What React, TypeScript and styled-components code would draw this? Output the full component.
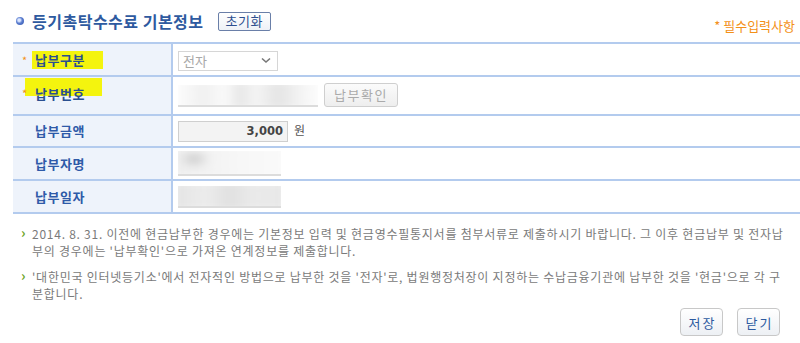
import React from "react";
import styled, { createGlobalStyle } from "styled-components";

const Global = createGlobalStyle`
  body { margin: 0; background: #fff; font-family: "Noto Sans CJK KR", "Noto Sans", sans-serif; }
`;

const Page = styled.div`
  width: 800px;
  height: 343px;
  overflow: hidden;
`;

const Header = styled.div`
  height: 42px;
  display: flex;
  align-items: center;
  padding: 0 5px 0 16px;
`;

const TitleIcon = styled.span`
  width: 8px;
  height: 8px;
  border-radius: 50%;
  background: radial-gradient(circle at 40% 40%, #dbe6ff 0 18%, #5b7ed0 45%, #2d4fa8 100%);
  margin-right: 8px;
`;

const Title = styled.h1`
  margin: 0;
  font-size: 16px;
  font-weight: 700;
  color: #2e5aa0;
  letter-spacing: 0.5px;
`;

const ResetButton = styled.button`
  margin-left: 14px;
  height: 19px;
  padding: 0 7px;
  border: 1px solid #6a7fa8;
  border-radius: 2px;
  background: linear-gradient(#ffffff, #eef1f6);
  color: #2e4f8f;
  font: inherit;
  font-size: 13px;
  line-height: 16px;
  letter-spacing: 0.5px;
`;

const Required = styled.div`
  margin-left: auto;
  margin-top: 9px;
  color: #f39018;
  font-size: 13px;
`;

const Table = styled.div`
  margin-left: 13px;
  border-top: 2px solid #b3cbee;
  display: grid;
  grid-template-columns: 160px 1fr;
`;

const Label = styled.div<{ $h: number; $top?: boolean }>`
  height: ${(p) => p.$h}px;
  background: #eef3fb;
  border-right: 2px solid #b3cbee;
  border-bottom: 2px solid #b3cbee;
  display: flex;
  align-items: ${(p) => (p.$top ? "flex-start" : "center")};
  padding-left: 9px;
  box-sizing: border-box;
  color: #2e5aa8;
  font-weight: 700;
  font-size: 13px;
  letter-spacing: 0.5px;
`;

const Star = styled.span<{ $dy?: number }>`
  color: #f39018;
  width: 10px;
  font-size: 11px;
  font-weight: 400;
  margin-top: ${(p) => p.$dy ?? 0}px;
  position: relative;
  z-index: 1;
`;

const Mark = styled.span<{ $on?: boolean }>`
  display: inline-block;
  height: 18px;
  line-height: 18px;
  background: ${(p) => (p.$on ? "#f4f40e" : "transparent")};
  padding: 0 18px 0 3px;
  color: ${(p) => (p.$on ? "#2a4f90" : "#2e5aa8")};
`;

const LowMark = styled(Mark)`
  margin: 1px 0 0 -7px;
  padding: 0 17px 0 10px;
`;

const Shifted = styled.span`
  position: relative;
  top: 7px;
`;

const Cell = styled.div<{ $h: number }>`
  height: ${(p) => p.$h}px;
  border-bottom: 2px solid #b3cbee;
  box-sizing: border-box;
  display: flex;
  align-items: center;
  padding-left: 5px;
  gap: 6px;
  font-size: 12px;
  color: #444;
`;

const Select = styled.div`
  width: 100px;
  height: 20px;
  box-sizing: border-box;
  border: 1px solid #d6d6d6;
  display: flex;
  align-items: center;
  justify-content: space-between;
  padding: 0 6px 0 4px;
  color: #a8a8a8;
  font-size: 13px;
  margin-top: 2px;
`;

const Blur = styled.div<{ $w: number; $h: number }>`
  width: ${(p) => p.$w}px;
  height: ${(p) => p.$h}px;
  position: relative;
  overflow: hidden;
  border-bottom: 2px solid #dcdcdc;
  box-sizing: border-box;
  &::before {
    content: "";
    position: absolute;
    inset: -6px;
    filter: blur(5px);
    background: var(--bg);
  }
`;

const GrayButton = styled.button`
  height: 24px;
  width: 74px;
  border: 1px solid #cfcfcf;
  border-radius: 3px;
  background: linear-gradient(#fbfbfb, #eeeeee);
  color: #aaa;
  font: inherit;
  font-size: 13px;
  letter-spacing: 1.5px;
  margin-top: -2px;
`;

const Amount = styled.div`
  width: 110px;
  height: 21px;
  box-sizing: border-box;
  border: 1px solid #cfcfcf;
  background: #f3f3f3;
  text-align: right;
  padding-right: 4px;
  font-family: "DejaVu Sans", sans-serif;
  font-weight: 700;
  font-size: 11.5px;
  line-height: 19px;
  color: #444;
`;

const Unit = styled.span`
  color: #555;
  font-size: 12px;
  margin-top: -4px;
`;

const Notes = styled.ul`
  list-style: none;
  margin: 0;
  padding: 11px 8px 0 21px;
`;

const Note = styled.li`
  position: relative;
  padding-left: 11px;
  color: #7a7a7a;
  font-size: 12px;
  line-height: 17px;
  margin-bottom: 9px;
  letter-spacing: 0.75px;
  word-break: break-all;
  &:last-child {
    margin-bottom: 0;
  }
  &::before {
    content: "›";
    position: absolute;
    left: 0;
    top: -1px;
    color: #6aa31f;
    font-weight: 700;
    font-size: 14px;
  }
`;

const Footer = styled.div`
  display: flex;
  justify-content: flex-end;
  gap: 14px;
  padding: 6px 20px 0 0;
`;

const ActionButton = styled.button`
  height: 28px;
  width: 43px;
  border: 1px solid #c8c8c8;
  border-radius: 4px;
  background: linear-gradient(#ffffff, #edf0f4);
  color: #2c5aa0;
  font: inherit;
  font-size: 13px;
  letter-spacing: 2px;
  padding: 0 0 0 2px;
`;

const Chevron = () => (
  <svg width="10" height="7" viewBox="0 0 10 7">
    <path d="M1 1.5 L5 5 L9 1.5" fill="none" stroke="#777" strokeWidth="1.6" />
  </svg>
);

export default function App() {
  return (
    <Page>
      <Global />
      <Header>
        <TitleIcon />
        <Title>등기촉탁수수료 기본정보</Title>
        <ResetButton>초기화</ResetButton>
        <Required>* 필수입력사항</Required>
      </Header>
      <Table>
        <Label $h={33}>
          <Star>*</Star>
          <Mark $on>납부구분</Mark>
        </Label>
        <Cell $h={33}>
          <Select>
            전자
            <Chevron />
          </Select>
        </Cell>
        <Label $h={39} $top>
          <Star $dy={8}>*</Star>
          <LowMark $on>
            <Shifted>납부번호</Shifted>
          </LowMark>
        </Label>
        <Cell $h={39}>
          <Blur
            $w={140}
            $h={22}
            style={{ ["--bg" as any]: "linear-gradient(90deg,#fff 0%,#f0f0f0 20%,#fafafa 35%,#e6e6e6 45%,#f5f5f5 55%,#e4e4e4 70%,#f4f4f4 85%,#fff 100%)" }}
          />
          <GrayButton>납부확인</GrayButton>
        </Cell>
        <Label $h={32}>
          <Star />
          <Mark>납부금액</Mark>
        </Label>
        <Cell $h={32}>
          <Amount>3,000</Amount>
          <Unit>원</Unit>
        </Cell>
        <Label $h={33}>
          <Star />
          <Mark>납부자명</Mark>
        </Label>
        <Cell $h={33}>
          <Blur
            $w={103}
            $h={25}
            style={{ ["--bg" as any]: "radial-gradient(ellipse 18px 8px at 22px 14px,#b8b8b8,#e8e8e8 70%,transparent),linear-gradient(90deg,#eeeeee,#f7f7f7 60%,#fafafa)" }}
          />
        </Cell>
        <Label $h={33}>
          <Star />
          <Mark>납부일자</Mark>
        </Label>
        <Cell $h={33}>
          <Blur
            $w={103}
            $h={22}
            style={{ ["--bg" as any]: "linear-gradient(90deg,#e4e4e4,#ececec 30%,#e0e0e0 50%,#eaeaea 70%,#e8e8e8)" }}
          />
        </Cell>
      </Table>
      <Notes>
        <Note>
          2014. 8. 31. 이전에 현금납부한 경우에는 기본정보 입력 및 현금영수필통지서를 첨부서류로 제출하시기 바랍니다. 그 이후 현금납부 및 전자납부의 경우에는 '납부확인'으로 가져온 연계정보를 제출합니다.
        </Note>
        <Note>
          '대한민국 인터넷등기소'에서 전자적인 방법으로 납부한 것을 '전자'로, 법원행정처장이 지정하는 수납금융기관에 납부한 것을 '현금'으로 각 구분합니다.
        </Note>
      </Notes>
      <Footer>
        <ActionButton>저장</ActionButton>
        <ActionButton>닫기</ActionButton>
      </Footer>
    </Page>
  );
}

■ ■ ■ ■

* **Short exercise**
Leave out every line without the string "components" and copy the rest.

* **Finished exercise**
What React, TypeScript and styled-components code would draw this? Output the full component.
import styled, { createGlobalStyle } from "styled-components";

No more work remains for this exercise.